Employers only really need a few star players on their team. Either you are the star player or you are there as a fringe benefit to the star player. The concept to take away is that the vast majority of us are merely adequate at our jobs; we are there to give the star performers some breathing room to achieve great things. In tough economic times, the star player is needed more than ever; and, given limited resources, it makes you expendable.

Another reason you must go is cashflow. Businesses are not there to provide jobs; they are there to profit. Many things are possible when companies profit: stockholder dividends, charitable donations, sponsorships, and, yes, jobs. Jobs are a consequence of profit. Without profit, there can't be jobs; because, YOU, my friend will not tolerate working for free.

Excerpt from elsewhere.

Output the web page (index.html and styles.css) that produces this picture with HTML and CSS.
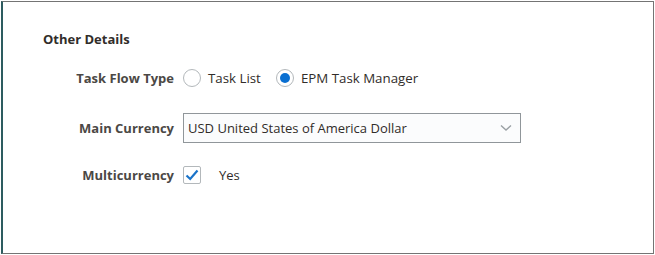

On the flip side of that, keeping you on with the company during slow economic times means the company is at risk of going under. If this keeps up long enough, that means that everybody in the company, including you, will eventually be out looking for jobs. Expecting a job during a slow business cycle is akin to getting money for simply showing up.

Even After All That

Even after having said all that, it is conceivable that you can have a long career and move up the corporate ladder. That just means that you are a star player and the company made extra efforts to keep you on the team. Even so, as a star player, you could have had any job you wanted at other companies. This is quite the opposite of the average employee who has no job safety; the average Joe is self-employed through no fault of his own. The star player is self-employed if he wishes to make something of himself. If you're a real badass, your employer will bend over backwards to keep you on board. This is precisely why you are self-employed; you can leverage better deals when offers from other companies come in.

You're Better Off Being Self-Employed Anyway

I'm not saying that you should run off and file your DBA today. You can be self-employed in mindset. Simply knowing that you perform some output and receive some income in exchange. Your employers are interchangeable in your personal economic engine. Employer A's dollars are just as green as Employer B's. Being willing to fire your boss is very empowering because it frees you up to find bigger and better opportunities. Furthermore, if you are still able and willing to work, you don't really need a 9 to 5 job; you can usually generate some income on your own. You don't need to keep a job that simply isn't performing to your standards; fire it. It's not personal; it's business.

How Self-Employed Fare Well

Many of my freelance friends have had an economic boom during these days of layoffs and downsizing. It's not that there isn't work that needs to be done; rather, companies can't afford to pay steady paychecks for occasional jobs that require their skills. So, they offered to do contract work for their old jobs. This freed them up to do contract work for other companies too. Rather than rely on one source of income, they have multiple sources that can sustain them.

Get a Leg Up On the Next Economic Boom

As a freelancer, you interview for jobs every day. When the jobs come back, you'll have much better practice than those who were waiting for full employment. I think part of that comfort comes with the knowledge that you don't really need the job; you have work regardless. Not only will you be more comfortable with interviewing, you will still have relevant industry knowledge from continuing to do the work while your competition remained jobless. Simply having the mindset that you are self-employed, and the willingness to walk the talk if necessary, can go a long way in raising your confidence and making you more resilient than your co-workers.